Identify the lines that contain the word "React" and copy each one.

Given material:
● ● ● ●
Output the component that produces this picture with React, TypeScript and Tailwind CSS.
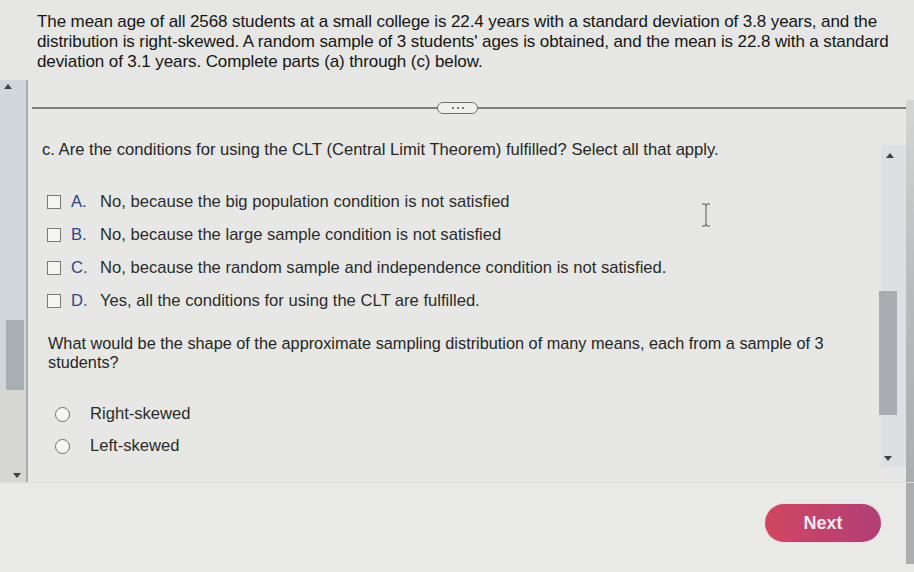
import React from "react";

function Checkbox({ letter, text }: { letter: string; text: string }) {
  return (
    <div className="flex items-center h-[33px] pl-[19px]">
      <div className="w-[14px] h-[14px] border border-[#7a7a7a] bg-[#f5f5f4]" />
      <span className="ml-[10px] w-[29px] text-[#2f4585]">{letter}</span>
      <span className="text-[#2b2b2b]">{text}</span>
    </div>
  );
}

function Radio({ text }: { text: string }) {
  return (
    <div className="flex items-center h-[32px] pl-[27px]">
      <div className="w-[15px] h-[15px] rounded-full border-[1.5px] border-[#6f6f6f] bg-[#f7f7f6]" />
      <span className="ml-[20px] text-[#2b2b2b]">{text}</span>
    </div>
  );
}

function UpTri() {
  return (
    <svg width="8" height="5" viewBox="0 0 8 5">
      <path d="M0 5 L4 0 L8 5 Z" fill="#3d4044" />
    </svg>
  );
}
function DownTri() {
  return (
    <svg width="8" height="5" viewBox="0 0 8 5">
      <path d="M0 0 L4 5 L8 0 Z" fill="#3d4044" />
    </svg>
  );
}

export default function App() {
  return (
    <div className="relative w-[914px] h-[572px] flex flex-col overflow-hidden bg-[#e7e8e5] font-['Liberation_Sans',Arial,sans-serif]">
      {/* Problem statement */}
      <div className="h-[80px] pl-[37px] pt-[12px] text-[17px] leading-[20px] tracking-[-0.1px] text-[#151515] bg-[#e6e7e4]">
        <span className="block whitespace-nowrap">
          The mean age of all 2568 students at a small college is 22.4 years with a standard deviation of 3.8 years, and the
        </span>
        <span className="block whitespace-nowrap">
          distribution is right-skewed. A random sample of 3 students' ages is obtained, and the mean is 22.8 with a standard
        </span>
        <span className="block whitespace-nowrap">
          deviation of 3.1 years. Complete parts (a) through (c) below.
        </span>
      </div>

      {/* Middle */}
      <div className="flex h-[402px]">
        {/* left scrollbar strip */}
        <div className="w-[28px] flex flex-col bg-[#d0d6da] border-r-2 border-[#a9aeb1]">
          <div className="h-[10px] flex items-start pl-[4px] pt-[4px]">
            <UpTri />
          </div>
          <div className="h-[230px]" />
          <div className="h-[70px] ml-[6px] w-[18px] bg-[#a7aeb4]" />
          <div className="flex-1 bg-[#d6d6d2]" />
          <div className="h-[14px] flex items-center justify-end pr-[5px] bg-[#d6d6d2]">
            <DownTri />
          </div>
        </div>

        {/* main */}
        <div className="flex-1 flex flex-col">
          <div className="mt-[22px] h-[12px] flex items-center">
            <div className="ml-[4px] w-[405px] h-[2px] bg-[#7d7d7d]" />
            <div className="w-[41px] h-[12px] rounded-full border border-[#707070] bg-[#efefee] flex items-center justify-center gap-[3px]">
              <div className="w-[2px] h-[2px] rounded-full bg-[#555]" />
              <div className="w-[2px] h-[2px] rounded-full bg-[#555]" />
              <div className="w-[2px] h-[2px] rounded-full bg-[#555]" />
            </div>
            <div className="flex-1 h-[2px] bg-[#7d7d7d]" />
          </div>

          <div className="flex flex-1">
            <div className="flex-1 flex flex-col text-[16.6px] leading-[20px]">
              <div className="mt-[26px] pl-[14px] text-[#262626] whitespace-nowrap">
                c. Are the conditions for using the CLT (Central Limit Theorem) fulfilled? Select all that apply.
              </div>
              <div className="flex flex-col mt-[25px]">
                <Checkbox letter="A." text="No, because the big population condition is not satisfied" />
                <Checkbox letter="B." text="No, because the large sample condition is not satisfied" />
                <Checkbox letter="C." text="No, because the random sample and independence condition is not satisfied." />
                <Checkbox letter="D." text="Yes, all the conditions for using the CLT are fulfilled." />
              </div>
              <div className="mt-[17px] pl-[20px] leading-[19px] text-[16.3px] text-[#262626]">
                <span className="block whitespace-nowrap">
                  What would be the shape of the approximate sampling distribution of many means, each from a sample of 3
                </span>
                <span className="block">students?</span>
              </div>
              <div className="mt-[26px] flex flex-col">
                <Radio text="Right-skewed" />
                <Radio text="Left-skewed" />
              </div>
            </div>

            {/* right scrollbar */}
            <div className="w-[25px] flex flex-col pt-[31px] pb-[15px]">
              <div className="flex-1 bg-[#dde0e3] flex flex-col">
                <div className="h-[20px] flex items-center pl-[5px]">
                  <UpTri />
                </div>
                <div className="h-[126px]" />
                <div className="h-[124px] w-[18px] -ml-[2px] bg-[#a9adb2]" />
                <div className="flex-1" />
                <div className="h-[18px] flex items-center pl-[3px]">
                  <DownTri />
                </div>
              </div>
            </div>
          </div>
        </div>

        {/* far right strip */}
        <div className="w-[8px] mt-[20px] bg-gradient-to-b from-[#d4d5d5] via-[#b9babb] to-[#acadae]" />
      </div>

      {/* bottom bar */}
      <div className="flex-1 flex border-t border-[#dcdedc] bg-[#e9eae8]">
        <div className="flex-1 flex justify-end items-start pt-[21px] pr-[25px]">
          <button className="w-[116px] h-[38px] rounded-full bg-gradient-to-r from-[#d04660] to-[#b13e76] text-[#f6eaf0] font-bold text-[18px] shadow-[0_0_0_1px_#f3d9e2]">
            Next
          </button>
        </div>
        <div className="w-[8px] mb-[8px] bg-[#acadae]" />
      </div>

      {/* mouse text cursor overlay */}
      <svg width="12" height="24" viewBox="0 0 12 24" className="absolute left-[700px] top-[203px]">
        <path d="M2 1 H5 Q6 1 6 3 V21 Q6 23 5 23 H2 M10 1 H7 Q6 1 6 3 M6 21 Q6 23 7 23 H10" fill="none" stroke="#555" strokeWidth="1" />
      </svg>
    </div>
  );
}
● ● ● ●
Written response:
Output the component that produces this picture with React, TypeScript and Tailwind CSS.
import React from "react";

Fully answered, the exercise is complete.